Extract each line containing the string "TypeScript".

--- start SUPPLIED DATA ---

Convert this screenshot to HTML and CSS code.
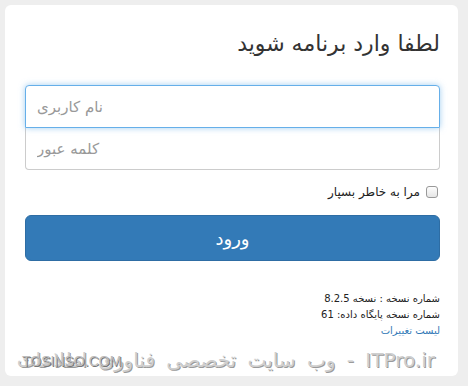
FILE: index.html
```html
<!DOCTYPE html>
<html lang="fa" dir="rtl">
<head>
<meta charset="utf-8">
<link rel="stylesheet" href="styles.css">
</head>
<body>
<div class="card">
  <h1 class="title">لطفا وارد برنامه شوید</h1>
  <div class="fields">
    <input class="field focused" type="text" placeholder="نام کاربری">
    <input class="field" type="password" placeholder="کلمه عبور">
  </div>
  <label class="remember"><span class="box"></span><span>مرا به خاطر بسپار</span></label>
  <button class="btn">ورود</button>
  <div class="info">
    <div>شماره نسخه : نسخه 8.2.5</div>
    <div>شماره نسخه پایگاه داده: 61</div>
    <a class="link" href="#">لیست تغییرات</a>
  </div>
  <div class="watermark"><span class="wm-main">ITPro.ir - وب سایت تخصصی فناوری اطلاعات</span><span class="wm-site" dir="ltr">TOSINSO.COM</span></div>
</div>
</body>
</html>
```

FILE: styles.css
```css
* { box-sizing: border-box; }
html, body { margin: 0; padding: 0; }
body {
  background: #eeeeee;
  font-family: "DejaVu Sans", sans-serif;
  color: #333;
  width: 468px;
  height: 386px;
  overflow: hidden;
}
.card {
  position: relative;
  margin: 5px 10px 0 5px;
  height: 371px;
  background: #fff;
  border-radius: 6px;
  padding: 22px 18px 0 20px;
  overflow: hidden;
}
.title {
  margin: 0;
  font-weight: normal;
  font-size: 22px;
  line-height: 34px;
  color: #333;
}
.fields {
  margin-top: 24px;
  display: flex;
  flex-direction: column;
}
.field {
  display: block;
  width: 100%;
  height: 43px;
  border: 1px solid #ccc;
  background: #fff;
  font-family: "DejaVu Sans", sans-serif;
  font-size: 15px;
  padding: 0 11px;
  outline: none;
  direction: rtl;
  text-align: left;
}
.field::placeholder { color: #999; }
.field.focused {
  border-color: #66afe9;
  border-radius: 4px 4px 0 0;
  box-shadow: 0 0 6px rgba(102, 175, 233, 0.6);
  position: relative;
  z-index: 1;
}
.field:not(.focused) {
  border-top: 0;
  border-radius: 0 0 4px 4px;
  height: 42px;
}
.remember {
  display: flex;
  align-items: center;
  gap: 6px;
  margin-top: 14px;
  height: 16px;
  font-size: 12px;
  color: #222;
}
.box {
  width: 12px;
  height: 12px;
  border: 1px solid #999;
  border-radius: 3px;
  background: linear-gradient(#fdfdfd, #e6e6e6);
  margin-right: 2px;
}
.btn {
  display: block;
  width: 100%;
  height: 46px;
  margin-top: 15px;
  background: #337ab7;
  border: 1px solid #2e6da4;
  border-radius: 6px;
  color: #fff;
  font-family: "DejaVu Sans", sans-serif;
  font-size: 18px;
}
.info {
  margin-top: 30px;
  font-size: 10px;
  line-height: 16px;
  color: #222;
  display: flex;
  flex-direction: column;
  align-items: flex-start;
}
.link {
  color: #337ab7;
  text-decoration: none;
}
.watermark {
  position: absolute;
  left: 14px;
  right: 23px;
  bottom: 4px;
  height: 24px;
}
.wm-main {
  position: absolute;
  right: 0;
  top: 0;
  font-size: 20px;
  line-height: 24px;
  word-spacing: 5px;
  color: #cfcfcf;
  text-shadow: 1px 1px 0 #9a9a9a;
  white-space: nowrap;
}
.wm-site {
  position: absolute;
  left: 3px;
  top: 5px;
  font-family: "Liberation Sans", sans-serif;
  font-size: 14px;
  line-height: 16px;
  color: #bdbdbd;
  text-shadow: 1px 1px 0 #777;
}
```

--- end SUPPLIED DATA ---
--- start SUPPLIED DATA ---

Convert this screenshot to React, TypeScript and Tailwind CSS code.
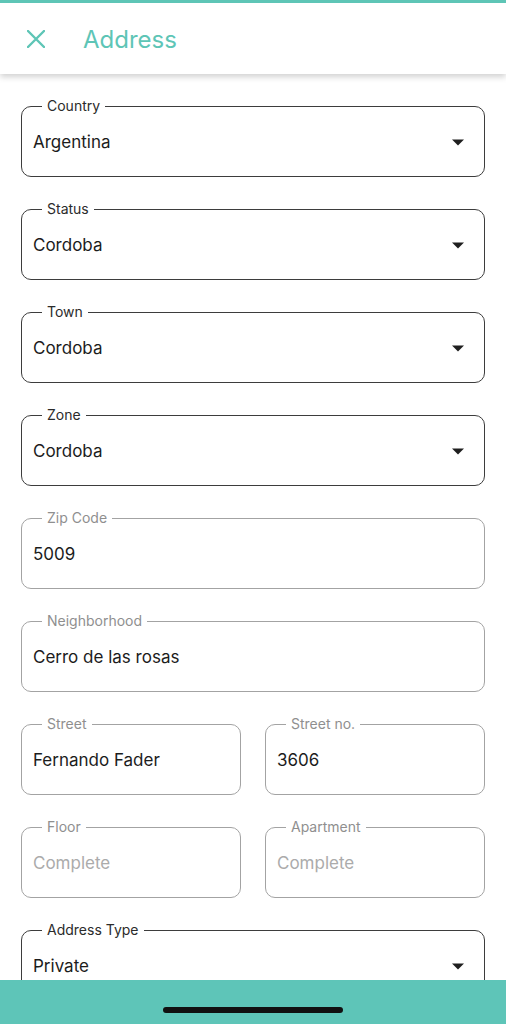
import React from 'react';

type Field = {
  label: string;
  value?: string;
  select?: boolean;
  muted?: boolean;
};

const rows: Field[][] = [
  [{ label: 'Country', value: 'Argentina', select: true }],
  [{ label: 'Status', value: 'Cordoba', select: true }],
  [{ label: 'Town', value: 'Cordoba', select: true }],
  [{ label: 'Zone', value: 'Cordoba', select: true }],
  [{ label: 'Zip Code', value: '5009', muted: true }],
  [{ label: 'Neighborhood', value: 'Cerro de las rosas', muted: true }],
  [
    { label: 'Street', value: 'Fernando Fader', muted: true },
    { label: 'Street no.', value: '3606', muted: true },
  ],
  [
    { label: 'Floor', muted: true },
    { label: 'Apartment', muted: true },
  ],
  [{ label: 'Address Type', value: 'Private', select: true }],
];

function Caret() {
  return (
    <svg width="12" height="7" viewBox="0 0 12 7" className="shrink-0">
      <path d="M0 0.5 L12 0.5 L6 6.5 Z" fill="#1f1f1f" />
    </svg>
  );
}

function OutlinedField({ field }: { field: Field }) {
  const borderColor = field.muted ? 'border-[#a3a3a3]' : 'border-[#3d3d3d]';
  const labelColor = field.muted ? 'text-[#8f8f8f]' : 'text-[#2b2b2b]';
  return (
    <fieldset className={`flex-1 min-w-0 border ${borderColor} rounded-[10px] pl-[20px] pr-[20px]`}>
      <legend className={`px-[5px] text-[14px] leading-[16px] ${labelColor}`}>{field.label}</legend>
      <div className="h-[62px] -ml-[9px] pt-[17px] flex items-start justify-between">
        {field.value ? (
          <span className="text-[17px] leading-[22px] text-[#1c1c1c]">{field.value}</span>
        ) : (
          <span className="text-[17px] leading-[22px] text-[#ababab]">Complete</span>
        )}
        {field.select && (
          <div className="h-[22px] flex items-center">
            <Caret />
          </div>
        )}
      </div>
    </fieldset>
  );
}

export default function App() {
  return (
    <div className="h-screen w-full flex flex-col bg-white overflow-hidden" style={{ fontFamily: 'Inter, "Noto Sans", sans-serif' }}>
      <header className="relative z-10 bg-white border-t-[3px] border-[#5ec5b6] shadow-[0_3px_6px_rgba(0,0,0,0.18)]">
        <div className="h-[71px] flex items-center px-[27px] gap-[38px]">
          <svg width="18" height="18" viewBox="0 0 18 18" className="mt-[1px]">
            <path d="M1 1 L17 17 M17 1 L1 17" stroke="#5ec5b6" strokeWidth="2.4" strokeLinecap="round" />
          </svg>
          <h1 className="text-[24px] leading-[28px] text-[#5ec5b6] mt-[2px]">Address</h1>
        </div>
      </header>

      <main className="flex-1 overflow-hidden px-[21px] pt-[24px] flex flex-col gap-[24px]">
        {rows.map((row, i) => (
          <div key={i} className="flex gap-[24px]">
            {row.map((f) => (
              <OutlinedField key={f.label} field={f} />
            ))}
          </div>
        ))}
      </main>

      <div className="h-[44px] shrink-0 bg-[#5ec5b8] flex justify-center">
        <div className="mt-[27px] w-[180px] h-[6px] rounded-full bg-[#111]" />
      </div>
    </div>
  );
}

--- end SUPPLIED DATA ---
--- start SUPPLIED DATA ---

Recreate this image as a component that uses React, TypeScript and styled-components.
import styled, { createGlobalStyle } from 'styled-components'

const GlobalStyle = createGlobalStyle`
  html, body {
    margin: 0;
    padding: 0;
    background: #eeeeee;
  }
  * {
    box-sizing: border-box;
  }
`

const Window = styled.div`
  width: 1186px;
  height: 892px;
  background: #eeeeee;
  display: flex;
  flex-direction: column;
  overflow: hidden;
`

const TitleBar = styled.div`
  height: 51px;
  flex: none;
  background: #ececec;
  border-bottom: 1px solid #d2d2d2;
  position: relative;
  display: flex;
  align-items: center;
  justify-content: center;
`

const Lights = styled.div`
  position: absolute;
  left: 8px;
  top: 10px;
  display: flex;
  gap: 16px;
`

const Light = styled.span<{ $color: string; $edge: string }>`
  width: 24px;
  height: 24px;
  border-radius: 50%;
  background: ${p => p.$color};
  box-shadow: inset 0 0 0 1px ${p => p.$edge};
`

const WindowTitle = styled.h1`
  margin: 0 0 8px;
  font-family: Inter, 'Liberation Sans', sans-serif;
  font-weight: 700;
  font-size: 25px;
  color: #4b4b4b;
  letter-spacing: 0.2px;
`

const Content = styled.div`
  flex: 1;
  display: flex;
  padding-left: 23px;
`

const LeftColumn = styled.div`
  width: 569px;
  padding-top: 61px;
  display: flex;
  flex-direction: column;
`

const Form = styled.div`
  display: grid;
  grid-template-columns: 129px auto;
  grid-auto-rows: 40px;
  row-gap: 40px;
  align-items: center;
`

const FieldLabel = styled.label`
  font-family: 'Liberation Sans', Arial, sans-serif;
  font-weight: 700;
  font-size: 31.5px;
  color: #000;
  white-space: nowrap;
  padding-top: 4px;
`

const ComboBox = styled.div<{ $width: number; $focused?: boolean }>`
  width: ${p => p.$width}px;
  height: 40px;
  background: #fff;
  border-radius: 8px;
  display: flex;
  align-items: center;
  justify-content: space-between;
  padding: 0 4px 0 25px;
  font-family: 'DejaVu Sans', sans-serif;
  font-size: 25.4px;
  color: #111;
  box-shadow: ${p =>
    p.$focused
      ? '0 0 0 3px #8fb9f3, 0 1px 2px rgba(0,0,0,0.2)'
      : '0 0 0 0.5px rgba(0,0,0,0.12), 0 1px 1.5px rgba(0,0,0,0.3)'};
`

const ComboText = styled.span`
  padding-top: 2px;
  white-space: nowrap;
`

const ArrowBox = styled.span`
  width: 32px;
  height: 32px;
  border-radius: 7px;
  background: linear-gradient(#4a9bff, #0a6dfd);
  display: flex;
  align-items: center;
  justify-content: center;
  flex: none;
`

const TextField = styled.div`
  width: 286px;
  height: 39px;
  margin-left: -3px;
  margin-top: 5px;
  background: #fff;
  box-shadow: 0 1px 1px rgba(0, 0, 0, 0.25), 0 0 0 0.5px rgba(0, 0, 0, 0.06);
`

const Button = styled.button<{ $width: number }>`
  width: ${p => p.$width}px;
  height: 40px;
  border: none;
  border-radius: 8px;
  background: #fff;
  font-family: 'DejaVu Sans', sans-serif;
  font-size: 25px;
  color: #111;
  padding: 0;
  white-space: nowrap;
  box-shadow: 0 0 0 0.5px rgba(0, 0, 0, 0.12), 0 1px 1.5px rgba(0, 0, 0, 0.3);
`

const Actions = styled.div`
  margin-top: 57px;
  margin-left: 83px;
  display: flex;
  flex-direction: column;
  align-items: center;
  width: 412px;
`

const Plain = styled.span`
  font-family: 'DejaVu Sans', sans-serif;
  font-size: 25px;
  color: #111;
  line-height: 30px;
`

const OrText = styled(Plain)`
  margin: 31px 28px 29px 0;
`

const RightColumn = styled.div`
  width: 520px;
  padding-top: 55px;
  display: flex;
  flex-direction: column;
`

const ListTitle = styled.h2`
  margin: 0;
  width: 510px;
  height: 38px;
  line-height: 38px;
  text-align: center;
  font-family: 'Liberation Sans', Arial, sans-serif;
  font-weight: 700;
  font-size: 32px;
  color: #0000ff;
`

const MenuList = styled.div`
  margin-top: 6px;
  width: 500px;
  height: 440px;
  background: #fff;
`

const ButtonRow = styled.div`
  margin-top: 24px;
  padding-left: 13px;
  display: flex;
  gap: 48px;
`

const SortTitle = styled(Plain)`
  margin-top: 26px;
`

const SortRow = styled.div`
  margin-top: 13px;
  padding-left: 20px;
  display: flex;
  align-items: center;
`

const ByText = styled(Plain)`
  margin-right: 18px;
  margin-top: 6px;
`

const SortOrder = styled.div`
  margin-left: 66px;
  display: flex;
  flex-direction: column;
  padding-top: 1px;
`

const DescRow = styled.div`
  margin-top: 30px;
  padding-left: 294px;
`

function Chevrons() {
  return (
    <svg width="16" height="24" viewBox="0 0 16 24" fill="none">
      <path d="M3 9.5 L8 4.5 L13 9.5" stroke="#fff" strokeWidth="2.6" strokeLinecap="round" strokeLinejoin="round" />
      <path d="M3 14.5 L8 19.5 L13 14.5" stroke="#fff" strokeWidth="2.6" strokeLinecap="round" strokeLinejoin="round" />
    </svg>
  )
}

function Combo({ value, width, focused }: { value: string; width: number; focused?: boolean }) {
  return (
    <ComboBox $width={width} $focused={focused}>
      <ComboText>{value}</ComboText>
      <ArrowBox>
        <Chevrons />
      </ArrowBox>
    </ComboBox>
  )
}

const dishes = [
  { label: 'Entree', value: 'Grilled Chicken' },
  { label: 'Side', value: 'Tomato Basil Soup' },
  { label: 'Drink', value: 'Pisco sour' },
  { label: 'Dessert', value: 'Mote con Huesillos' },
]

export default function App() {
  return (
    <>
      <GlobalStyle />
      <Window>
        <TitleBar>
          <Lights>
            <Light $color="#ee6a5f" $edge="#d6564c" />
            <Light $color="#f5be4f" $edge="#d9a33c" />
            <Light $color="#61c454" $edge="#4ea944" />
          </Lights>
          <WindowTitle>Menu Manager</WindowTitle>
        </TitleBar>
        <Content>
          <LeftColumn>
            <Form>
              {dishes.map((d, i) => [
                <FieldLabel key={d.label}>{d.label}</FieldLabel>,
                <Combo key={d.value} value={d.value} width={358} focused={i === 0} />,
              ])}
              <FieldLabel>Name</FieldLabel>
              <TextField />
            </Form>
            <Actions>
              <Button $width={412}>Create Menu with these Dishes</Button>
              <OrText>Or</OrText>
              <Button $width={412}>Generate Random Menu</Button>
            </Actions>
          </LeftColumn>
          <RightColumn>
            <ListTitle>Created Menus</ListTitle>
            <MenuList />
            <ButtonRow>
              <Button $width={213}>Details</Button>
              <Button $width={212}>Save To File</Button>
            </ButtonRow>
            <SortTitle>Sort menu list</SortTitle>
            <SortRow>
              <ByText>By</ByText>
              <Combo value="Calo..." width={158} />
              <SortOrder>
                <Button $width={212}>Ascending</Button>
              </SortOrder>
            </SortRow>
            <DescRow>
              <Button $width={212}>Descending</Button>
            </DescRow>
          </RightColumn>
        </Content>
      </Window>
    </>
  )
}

--- end SUPPLIED DATA ---

RESULT FOR THIS TASK =
Convert this screenshot to React, TypeScript and Tailwind CSS code.
Recreate this image as a component that uses React, TypeScript and styled-components.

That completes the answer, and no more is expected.